Essay # 5. Functions and Mode of Action of Vitamin C:
i. Ascorbic acid regulates oxidation-reduction potential inside the cell probably by acting as a hydrogen carrier.
ii. It helps in the oxidation of p-hydroxyphenyl pyruvic acid to homogentisic acid which is the intermediate product of tyrosine metabolism.
iii. Ascorbic acid is related to carbohydrate metabolism. Deficient production of insulin takes place in ascorbic acid deficiency. On the other hand, after injection of dehydroascorbic acid in animals diabetic condition is produced.
iv. It is essential for the proper functioning of the formative cells of various tissues, such as fibroblasts, osteoblasts etc.
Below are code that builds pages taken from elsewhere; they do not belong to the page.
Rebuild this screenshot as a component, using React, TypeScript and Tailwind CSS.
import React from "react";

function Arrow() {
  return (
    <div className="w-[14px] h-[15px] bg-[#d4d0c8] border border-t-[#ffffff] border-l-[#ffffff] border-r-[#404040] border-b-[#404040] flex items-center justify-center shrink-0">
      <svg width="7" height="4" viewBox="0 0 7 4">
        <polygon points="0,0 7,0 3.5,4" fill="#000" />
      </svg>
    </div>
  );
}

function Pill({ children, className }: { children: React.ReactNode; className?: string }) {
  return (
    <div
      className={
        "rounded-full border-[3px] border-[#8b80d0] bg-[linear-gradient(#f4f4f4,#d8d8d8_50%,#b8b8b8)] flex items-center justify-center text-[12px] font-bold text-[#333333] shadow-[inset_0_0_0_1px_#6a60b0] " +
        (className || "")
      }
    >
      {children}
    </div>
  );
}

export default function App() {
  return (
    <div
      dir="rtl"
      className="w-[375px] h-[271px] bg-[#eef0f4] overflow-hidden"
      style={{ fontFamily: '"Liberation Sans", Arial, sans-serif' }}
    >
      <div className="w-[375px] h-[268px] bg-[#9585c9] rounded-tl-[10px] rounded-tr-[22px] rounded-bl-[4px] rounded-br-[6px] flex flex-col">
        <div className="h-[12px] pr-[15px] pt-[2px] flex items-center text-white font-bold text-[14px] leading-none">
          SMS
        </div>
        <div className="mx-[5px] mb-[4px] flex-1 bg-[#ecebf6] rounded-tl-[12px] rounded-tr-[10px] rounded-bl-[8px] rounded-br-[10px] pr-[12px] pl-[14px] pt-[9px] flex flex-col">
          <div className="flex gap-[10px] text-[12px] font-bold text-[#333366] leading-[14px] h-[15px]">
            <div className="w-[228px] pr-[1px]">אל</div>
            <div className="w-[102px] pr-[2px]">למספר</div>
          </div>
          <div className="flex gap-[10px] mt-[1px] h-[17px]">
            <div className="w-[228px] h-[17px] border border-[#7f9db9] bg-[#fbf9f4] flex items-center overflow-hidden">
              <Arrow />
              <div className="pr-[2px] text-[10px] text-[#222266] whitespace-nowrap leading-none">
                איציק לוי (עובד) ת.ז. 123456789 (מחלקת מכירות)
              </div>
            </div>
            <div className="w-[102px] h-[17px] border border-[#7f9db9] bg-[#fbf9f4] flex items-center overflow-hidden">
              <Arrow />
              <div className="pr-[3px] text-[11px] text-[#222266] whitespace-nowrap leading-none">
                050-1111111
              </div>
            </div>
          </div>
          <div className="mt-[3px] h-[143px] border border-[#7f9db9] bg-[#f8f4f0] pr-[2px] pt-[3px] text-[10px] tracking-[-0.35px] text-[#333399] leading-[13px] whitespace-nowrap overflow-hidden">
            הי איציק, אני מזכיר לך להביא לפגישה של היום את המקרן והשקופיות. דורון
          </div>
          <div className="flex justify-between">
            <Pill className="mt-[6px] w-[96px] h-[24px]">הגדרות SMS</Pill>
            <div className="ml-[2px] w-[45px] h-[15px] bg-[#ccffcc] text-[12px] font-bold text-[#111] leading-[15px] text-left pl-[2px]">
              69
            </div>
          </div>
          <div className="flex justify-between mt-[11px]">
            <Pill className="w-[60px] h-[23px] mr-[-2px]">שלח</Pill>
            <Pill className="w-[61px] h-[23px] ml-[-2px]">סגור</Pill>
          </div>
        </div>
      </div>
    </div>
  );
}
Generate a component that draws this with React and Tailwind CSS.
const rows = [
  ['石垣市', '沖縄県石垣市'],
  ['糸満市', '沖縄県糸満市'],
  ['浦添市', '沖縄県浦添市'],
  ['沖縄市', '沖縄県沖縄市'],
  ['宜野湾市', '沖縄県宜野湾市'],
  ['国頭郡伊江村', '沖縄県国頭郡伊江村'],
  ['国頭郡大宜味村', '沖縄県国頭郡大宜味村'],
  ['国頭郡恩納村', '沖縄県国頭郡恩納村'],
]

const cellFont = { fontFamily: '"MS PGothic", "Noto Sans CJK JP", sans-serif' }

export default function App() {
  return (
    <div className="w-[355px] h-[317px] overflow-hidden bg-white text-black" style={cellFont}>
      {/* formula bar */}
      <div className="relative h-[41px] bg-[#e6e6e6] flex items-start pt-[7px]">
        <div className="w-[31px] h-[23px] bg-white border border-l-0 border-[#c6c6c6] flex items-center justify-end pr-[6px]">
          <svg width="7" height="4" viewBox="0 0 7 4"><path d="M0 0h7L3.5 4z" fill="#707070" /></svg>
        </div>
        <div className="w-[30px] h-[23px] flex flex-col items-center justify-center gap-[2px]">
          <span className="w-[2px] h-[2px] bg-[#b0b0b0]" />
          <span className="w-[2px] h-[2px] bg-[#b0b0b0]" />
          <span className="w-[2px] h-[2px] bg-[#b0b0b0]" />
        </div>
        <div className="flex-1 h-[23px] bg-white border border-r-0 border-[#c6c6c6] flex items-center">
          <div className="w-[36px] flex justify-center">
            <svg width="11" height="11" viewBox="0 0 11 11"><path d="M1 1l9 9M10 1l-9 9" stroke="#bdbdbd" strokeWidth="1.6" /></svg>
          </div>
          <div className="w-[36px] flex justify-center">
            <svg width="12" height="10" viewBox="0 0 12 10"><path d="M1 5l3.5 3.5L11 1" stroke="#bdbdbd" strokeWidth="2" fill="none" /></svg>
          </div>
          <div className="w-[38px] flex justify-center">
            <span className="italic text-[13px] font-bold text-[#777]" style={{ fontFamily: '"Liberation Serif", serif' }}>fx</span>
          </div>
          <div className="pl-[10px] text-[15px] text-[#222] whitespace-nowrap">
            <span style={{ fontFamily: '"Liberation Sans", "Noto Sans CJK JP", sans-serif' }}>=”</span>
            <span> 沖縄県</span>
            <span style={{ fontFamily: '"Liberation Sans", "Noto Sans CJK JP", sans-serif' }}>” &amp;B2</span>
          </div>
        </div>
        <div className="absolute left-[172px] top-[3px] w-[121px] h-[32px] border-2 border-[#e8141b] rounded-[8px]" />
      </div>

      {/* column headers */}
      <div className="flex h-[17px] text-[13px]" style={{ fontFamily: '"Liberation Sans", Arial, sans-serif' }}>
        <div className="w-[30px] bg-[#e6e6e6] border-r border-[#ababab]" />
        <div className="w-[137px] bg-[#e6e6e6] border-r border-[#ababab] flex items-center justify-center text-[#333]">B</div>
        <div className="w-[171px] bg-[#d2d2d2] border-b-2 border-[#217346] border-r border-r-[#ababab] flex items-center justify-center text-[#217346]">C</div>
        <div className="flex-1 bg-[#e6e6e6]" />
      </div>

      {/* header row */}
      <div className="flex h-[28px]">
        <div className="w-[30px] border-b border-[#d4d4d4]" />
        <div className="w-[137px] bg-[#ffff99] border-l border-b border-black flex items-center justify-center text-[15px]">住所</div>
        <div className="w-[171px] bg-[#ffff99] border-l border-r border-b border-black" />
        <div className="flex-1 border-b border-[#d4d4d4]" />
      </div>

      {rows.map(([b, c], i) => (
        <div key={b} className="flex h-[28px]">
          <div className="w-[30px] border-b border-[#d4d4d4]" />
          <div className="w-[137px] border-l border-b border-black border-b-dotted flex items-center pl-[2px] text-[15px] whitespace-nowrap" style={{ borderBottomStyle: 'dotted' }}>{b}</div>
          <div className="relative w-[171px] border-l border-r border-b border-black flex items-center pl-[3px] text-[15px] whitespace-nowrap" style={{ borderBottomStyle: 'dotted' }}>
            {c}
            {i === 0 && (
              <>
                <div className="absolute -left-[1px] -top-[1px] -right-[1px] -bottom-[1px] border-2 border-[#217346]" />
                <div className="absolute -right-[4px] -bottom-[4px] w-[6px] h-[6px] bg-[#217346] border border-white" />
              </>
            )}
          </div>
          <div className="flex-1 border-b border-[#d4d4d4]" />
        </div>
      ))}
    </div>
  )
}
v. It is at the same time, necessary to maintain the normal state of the intercellular substance (mucoprotein and collagen) in different tissues like bone, cartilage, teeth, skin and connective tissue; also the cementing substance of the capillary endothelium.
vi. It helps in the development of the protein matrix i.e., by synthesizing collagen with special reference to the synthesis of hydroxyproline from a proline precursor. Hydroxyproline is a characteristic constituent of collagen, and it also helps in deposition of calcium and phosphate in the bones
vii. It plays an important role in wound repair. It lays down connective tissues which help in the healing of wounds.
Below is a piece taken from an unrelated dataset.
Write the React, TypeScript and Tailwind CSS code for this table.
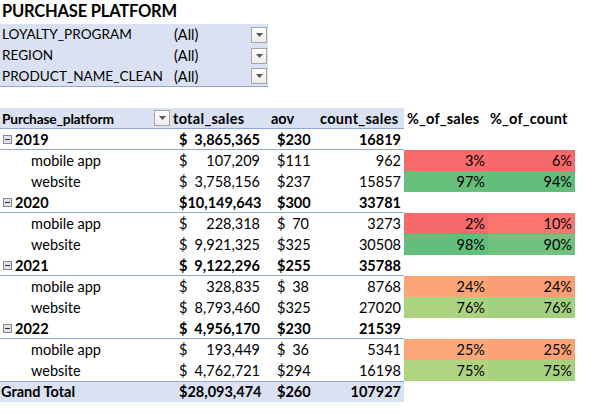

viii. It takes part in the malnutrition of red cells. It helps in the mobilization of iron from its storage from ferritin. The delayed blood clotting, delayed clot retraction and anaemia as seen in Vitamin C deficiency can be explained from this standpoint.
ix. Due to the reducing properties of ascorbic acid, it helps in the absorption of iron form the intestine.
x. It helps in the conversion of folic acid to folinic acid.
xi. This vitamin possibly has some role in enhancing the resistance of animals against different toxins and stress conditions.
xii. It may be involved in the synthesis of adrenal cortical and gonadal hormones. It is observed that the adrenal cortex contains a large amount of vitamin C which is rapidly depleted when it is stimulated by ACTH.
Essay # 6. Deficiency of Vitamin C:
Scurvy:
i. Increased fragility of capillaries causing hemorrhages – under the skin (Fig. 11.9), periosteum, intestine, kidney etc. The gums show erosion of the mucous membrane at their margins and due to the increased fragility of the capillaries there is frequent bleeding (Fig 11.10).
ii. Malformations of bones and teeth. The osteoblasts remain functionless. Many of them are reverted to fibroblasts. There is irregular deposition of bone salts and decrease in the density of long bones. Teeth also show similar changes. The functions of the odontoblasts are impaired. New dentine is not formed and the tissue becomes spongy and porous.
iii. Increased brittleness of bones leading to fracture.
iv. Anaemia Number of red cells and platelets are reduced.
v. Delayed blood clotting and clot retractions.
vi. Skin eruptions
vii. Increased susceptibility to infections.
viii. Impaired healing of wounds
ix. Disturbance in carbohydrate metabolism.
x. Reproductive failure both in males and females.
A daily intake of about 100 mgm is adequate to maintain the normal plasma level. Recommended intake for children are 30 mgm to 80 mgm (adolescents), 75 mgm for adults, 100 mgm during pregnancy and 150 mgm during lactation. Large doses of vitamin C produce no observable ill effects in normal individuals.